## TASK DESCRIPTION
Find every line below that contains the word "index" and copy it out.

· · · ·

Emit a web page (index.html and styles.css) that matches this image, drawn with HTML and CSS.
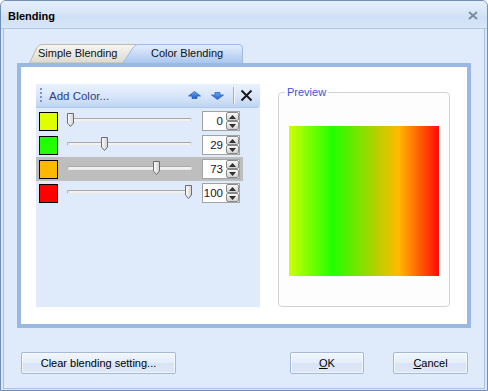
FILE: index.html
```html
<!DOCTYPE html>
<html>
<head>
<meta charset="utf-8">
<link rel="stylesheet" href="styles.css">
</head>
<body>
<div class="win">
  <div class="titlebar">
    <span class="title">Blending</span>
    <svg class="close" width="10" height="9" viewBox="0 0 10 9"><path d="M1,1 L9,8 M9,1 L1,8" stroke="#7b8ba6" stroke-width="2"/></svg>
  </div>
  <div class="client">
    <div class="tabs">
      <div class="tab tab-off">
        <svg class="tabshape" width="109" height="19" viewBox="0 0 109 19">
          <defs><linearGradient id="g1" x1="0" y1="0" x2="0" y2="1"><stop offset="0" stop-color="#f7f6f2"/><stop offset="1" stop-color="#dcd9cf"/></linearGradient></defs>
          <path d="M1.5,19 L9,3.5 Q10.5,0.5 14,0.5 L108,0.5 L108,19 Z" fill="url(#g1)" stroke="#bdbab0"/>
        </svg>
        <span class="tablabel">Simple Blending</span>
      </div>
      <div class="tab tab-on">
        <svg class="tabshape" width="121" height="19" viewBox="0 0 121 19">
          <defs><linearGradient id="g2" x1="0" y1="0" x2="0" y2="1"><stop offset="0" stop-color="#e5effd"/><stop offset="1" stop-color="#a8c5ee"/></linearGradient></defs>
          <path d="M0.5,19.5 L11.5,3 Q13.5,0.5 17,0.5 L117,0.5 Q120.5,0.5 120.5,4 L120.5,19.5" fill="url(#g2)" stroke="#9cbbe6"/>
        </svg>
        <span class="tablabel">Color Blending</span>
      </div>
    </div>
    <div class="page">
      <div class="listpanel">
        <div class="toolbar">
          <span class="grip"></span>
          <span class="addcolor">Add Color...</span>
          <svg class="tbicon up" width="13" height="8" viewBox="0 0 13 8">
            <defs><linearGradient id="ga" x1="0" y1="0" x2="0" y2="1"><stop offset="0" stop-color="#6aa8f0"/><stop offset="1" stop-color="#1c5fcf"/></linearGradient></defs>
            <path d="M6.5,0.5 L12.5,5 L9,5 L9,7.5 L4,7.5 L4,5 L0.5,5 Z" fill="url(#ga)" stroke="#2a62c0" stroke-width="0.8"/>
          </svg>
          <svg class="tbicon down" width="13" height="8" viewBox="0 0 13 8">
            <defs><linearGradient id="gb" x1="0" y1="0" x2="0" y2="1"><stop offset="0" stop-color="#6aa8f0"/><stop offset="1" stop-color="#1c5fcf"/></linearGradient></defs>
            <path d="M4,0.5 L9,0.5 L9,3 L12.5,3 L6.5,7.5 L0.5,3 L4,3 Z" fill="url(#gb)" stroke="#2a62c0" stroke-width="0.8"/>
          </svg>
          <span class="tbsep"></span>
          <svg class="tbicon del" width="13" height="13" viewBox="0 0 13 13"><path d="M1.5,1.5 L11.5,11.5 M11.5,1.5 L1.5,11.5" stroke="#1a1a1a" stroke-width="2"/></svg>
        </div>

        <div class="row">
          <span class="swatch" style="background:#ddff00"></span>
          <div class="slider"><div class="track"></div><svg class="thumb" style="left:0px" width="7" height="14" viewBox="0 0 7 14"><defs><linearGradient id="gt" x1="0" y1="0" x2="1" y2="0"><stop offset="0" stop-color="#ffffff"/><stop offset="1" stop-color="#d0d0d0"/></linearGradient></defs><path d="M0.5,0.5 H6.5 V10 L3.5,13.5 L0.5,10 Z" fill="url(#gt)" stroke="#6e6e6e"/></svg></div>
          <div class="spin"><span class="num">0</span><span class="spinbtns"><span class="sb"><svg width="7" height="4" viewBox="0 0 7 4"><path d="M0,4 L3.5,0 L7,4 Z" fill="#303030"/></svg></span><span class="sb"><svg width="7" height="4" viewBox="0 0 7 4"><path d="M0,0 L3.5,4 L7,0 Z" fill="#303030"/></svg></span></span></div>
        </div>
        <div class="row">
          <span class="swatch" style="background:#22ff00"></span>
          <div class="slider"><div class="track"></div><svg class="thumb" style="left:34px" width="7" height="14" viewBox="0 0 7 14"><path d="M0.5,0.5 H6.5 V10 L3.5,13.5 L0.5,10 Z" fill="url(#gt)" stroke="#6e6e6e"/></svg></div>
          <div class="spin"><span class="num">29</span><span class="spinbtns"><span class="sb"><svg width="7" height="4" viewBox="0 0 7 4"><path d="M0,4 L3.5,0 L7,4 Z" fill="#303030"/></svg></span><span class="sb"><svg width="7" height="4" viewBox="0 0 7 4"><path d="M0,0 L3.5,4 L7,0 Z" fill="#303030"/></svg></span></span></div>
        </div>
        <div class="row selected">
          <span class="swatch" style="background:#ffb900"></span>
          <div class="slider"><div class="track"></div><svg class="thumb" style="left:86px" width="7" height="14" viewBox="0 0 7 14"><path d="M0.5,0.5 H6.5 V10 L3.5,13.5 L0.5,10 Z" fill="url(#gt)" stroke="#6e6e6e"/></svg></div>
          <div class="spin"><span class="num">73</span><span class="spinbtns"><span class="sb"><svg width="7" height="4" viewBox="0 0 7 4"><path d="M0,4 L3.5,0 L7,4 Z" fill="#303030"/></svg></span><span class="sb"><svg width="7" height="4" viewBox="0 0 7 4"><path d="M0,0 L3.5,4 L7,0 Z" fill="#303030"/></svg></span></span></div>
        </div>
        <div class="row">
          <span class="swatch" style="background:#ff0000"></span>
          <div class="slider"><div class="track"></div><svg class="thumb" style="left:118px" width="7" height="14" viewBox="0 0 7 14"><path d="M0.5,0.5 H6.5 V10 L3.5,13.5 L0.5,10 Z" fill="url(#gt)" stroke="#6e6e6e"/></svg></div>
          <div class="spin"><span class="num">100</span><span class="spinbtns"><span class="sb"><svg width="7" height="4" viewBox="0 0 7 4"><path d="M0,4 L3.5,0 L7,4 Z" fill="#303030"/></svg></span><span class="sb"><svg width="7" height="4" viewBox="0 0 7 4"><path d="M0,0 L3.5,4 L7,0 Z" fill="#303030"/></svg></span></span></div>
        </div>
      </div>
      <fieldset class="preview">
        <legend>Preview</legend>
        <div class="grad"></div>
      </fieldset>
    </div>
    <div class="buttons">
      <button class="btn btn-clear">Clear blending setting...</button>
      <button class="btn btn-ok"><u>O</u>K</button>
      <button class="btn btn-cancel"><u>C</u>ancel</button>
    </div>
  </div>
</div>
</body>
</html>
```

FILE: styles.css
```css
* { box-sizing: border-box; }
html, body { margin: 0; padding: 0; background: #ffffff; }
body {
  font-family: "Liberation Sans", Arial, sans-serif;
  font-size: 11px;
  color: #000;
}
.win {
  width: 488px;
  height: 391px;
  border: 1px solid #6f8db6;
  border-radius: 6px 6px 0 0;
  background: #dce8f9;
  display: flex;
  flex-direction: column;
  overflow: hidden;
}
.titlebar {
  height: 28px;
  flex: none;
  border-bottom: 1px solid #aec6e8;
  background: linear-gradient(#e4eefc 0%, #dae7f9 40%, #cfdff5 60%, #d9e6f8 100%);
  display: flex;
  align-items: center;
  padding: 2px 9px 0 7px;
}
.title { font-weight: bold; font-size: 11px; color: #000; }
.close { margin-left: auto; margin-top: -1px; }

.client {
  flex: 1;
  margin: 0 2px 1px 2px;
  border: 1px solid #a9c2e4;
  border-top: 0;
  background: #dfeafb;
  padding: 15px 12px 0 13px;
  display: flex;
  flex-direction: column;
}
.tabs {
  display: flex;
  height: 19px;
  margin-left: 11px;
}
.tab {
  position: relative;
  height: 19px;
  line-height: 19px;
}
.tabshape { position: absolute; left: 0; top: 0; }
.tablabel { position: relative; color: #111; }
.tab-off { width: 109px; margin-right: -15px; padding-left: 10px; }
.tab-on { width: 121px; padding-left: 29px; }

.page {
  width: 454px;
  height: 265px;
  border: 4px solid #99b8e4;
  background: #ffffff;
  padding: 17px 17px 17px 15px;
  display: flex;
  gap: 18px;
}
.listpanel {
  width: 224px;
  height: 223px;
  background: #dfeafb;
}
.toolbar {
  height: 24px;
  margin-bottom: 1px;
  border-radius: 0 4px 4px 0;
  background: linear-gradient(#e9f1fd 0%, #dbe8fb 45%, #cadcf5 80%, #bdd3f2 100%);
  border-bottom: 1px solid #b0c8ea;
  display: flex;
  align-items: center;
  padding-left: 4px;
}
.grip {
  width: 2px;
  height: 16px;
  background: repeating-linear-gradient(#7394cc 0 2px, transparent 2px 4px);
}
.addcolor {
  margin-left: 7px;
  color: #2b3e86;
  font-size: 11.5px;
}
.tbicon { flex: none; }
.up { margin-left: 79px; margin-top: -2px; }
.down { margin-left: 10px; margin-top: 1px; }
.tbsep {
  width: 2px;
  height: 17px;
  margin-left: 9px;
  border-left: 1px solid #94b1dc;
  border-right: 1px solid #f4f8fe;
}
.del { margin-left: 5px; }

.row {
  width: 207px;
  height: 24px;
  display: flex;
  align-items: center;
  padding: 0 3px 0 3px;
}
.row.selected { background: #bebebe; }
.swatch {
  width: 19px;
  height: 19px;
  border: 1px solid #000;
  flex: none;
}
.slider {
  position: relative;
  width: 125px;
  height: 24px;
  margin-left: 9px;
  flex: none;
}
.track {
  margin-top: 9px;
  height: 4px;
  border-radius: 2px;
  border: 1px solid #a8a8a8;
  border-bottom-color: #e8e8e8;
  border-right-color: #d8d8d8;
  background: #f2f2f2;
}
.thumb { position: absolute; top: 4px; }
.spin {
  margin-left: 10px;
  width: 38px;
  height: 20px;
  border: 1px solid #a3a3a3;
  background: #fff;
  display: flex;
  align-items: center;
  flex: none;
}
.num {
  width: 20px;
  text-align: right;
  font-size: 11.5px;
  color: #1a1030;
}
.spinbtns {
  margin-left: 3px;
  display: flex;
  flex-direction: column;
  gap: 0;
}
.sb {
  width: 13px;
  height: 9px;
  border: 1px solid #8a8a8a;
  border-radius: 2px;
  background: linear-gradient(#f8f8f8, #d2d2d2);
  display: flex;
  align-items: center;
  justify-content: center;
}

.preview {
  margin: 2px 0 0 0;
  padding: 0;
  width: 172px;
  height: 221px;
  border: 1px solid #d2d2d2;
  border-radius: 4px;
  background: #fdfdfd;
}
.preview legend {
  margin-left: 6px;
  padding: 0 2px;
  color: #3a55d0;
  font-size: 11px;
  line-height: 13px;
}
.grad {
  margin: 27px 0 0 10px;
  width: 150px;
  height: 150px;
  background: linear-gradient(to right, #ccff00 0%, #22ff00 29%, #ffb900 73%, #ff0a0a 100%);
}

.buttons {
  margin-top: 24px;
  display: flex;
  padding: 0 4px 0 4px;
}
.btn {
  height: 22px;
  border: 1px solid #a3b9da;
  border-radius: 2px;
  background: linear-gradient(#f1f6fd 0%, #e4edf9 50%, #d8e4f6 51%, #dde8f7 100%);
  box-shadow: inset 0 0 0 1px rgba(255,255,255,0.6);
  font-family: "Liberation Sans", Arial, sans-serif;
  font-size: 11px;
  color: #000;
  padding: 0;
}
.btn-clear { width: 155px; }
.btn-ok { width: 74px; margin-left: auto; }
.btn-cancel { width: 75px; margin-left: 29px; }
```
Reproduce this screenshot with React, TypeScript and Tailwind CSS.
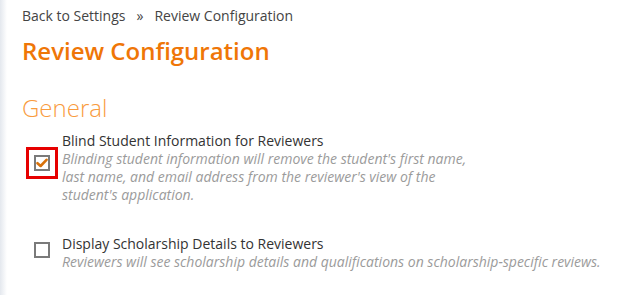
import React from "react";

const font = { fontFamily: '"Open Sans", "Liberation Sans", sans-serif' };

function Check({ checked, highlight }: { checked: boolean; highlight?: boolean }) {
  const box = (
    <div className="w-4 h-4 border-2 border-[#7a7a7a] bg-white flex items-center justify-center">
      {checked && (
        <svg width="12" height="10" viewBox="0 0 12 10">
          <path d="M1.5 5.2 L4.6 8 L10.5 1.8" fill="none" stroke="#d9720b" strokeWidth="2.6" strokeLinecap="round" strokeLinejoin="round" />
        </svg>
      )}
    </div>
  );
  if (highlight) {
    return <div className="border-[3px] border-[#e60000] p-[5px] bg-white">{box}</div>;
  }
  return <div className="p-[8px]">{box}</div>;
}

function Option({
  title,
  desc,
  checked,
  highlight,
  offset,
  descWidth,
}: {
  title: string;
  desc: string;
  checked: boolean;
  highlight?: boolean;
  offset: string;
  descWidth: string;
}) {
  return (
    <div className="flex items-start">
      <div className={`w-[36px] shrink-0 flex justify-start ${offset}`}>
        <Check checked={checked} highlight={highlight} />
      </div>
      <div className="text-[14px] leading-[18px]">
        <div className="text-[#333]">{title}</div>
        <div className={`italic text-[#9b9b9b] ${descWidth}`}>{desc}</div>
      </div>
    </div>
  );
}

export default function App() {
  return (
    <div className="flex w-[640px] h-[295px] bg-white overflow-hidden" style={font}>
      <div className="w-[7px] bg-gradient-to-r from-[#e4e8ee] to-white shrink-0" />
      <div className="pl-[15px] pt-[6px] flex-1">
        <div className="flex items-center text-[14px] leading-[20px] text-[#444]">
          <span>Back to Settings</span>
          <span className="mx-[11px]">»</span>
          <span>Review Configuration</span>
        </div>
        <h1 className="mt-[10px] text-[24px] leading-[29px] font-semibold text-[#ef7607]">
          Review Configuration
        </h1>
        <h2 className="mt-[28px] text-[24px] leading-[29px] font-light text-[#f99b3e]">General</h2>
        <div className="mt-[10px] pl-[4px]">
          <Option
            title="Blind Student Information for Reviewers"
            desc="Blinding student information will remove the student's first name, last name, and email address from the reviewer's view of the student's application."
            checked
            highlight
            offset="mt-[15px]"
            descWidth="max-w-[415px]"
          />
          <div className="mt-[31px]">
            <Option
              title="Display Scholarship Details to Reviewers"
              desc="Reviewers will see scholarship details and qualifications on scholarship-specific reviews."
              checked={false}
              offset="mt-[-1px]"
              descWidth="whitespace-nowrap"
            />
          </div>
        </div>
      </div>
    </div>
  );
}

· · · ·

## CORRECT RESULT
Emit a web page (index.html and styles.css) that matches this image, drawn with HTML and CSS.
FILE: index.html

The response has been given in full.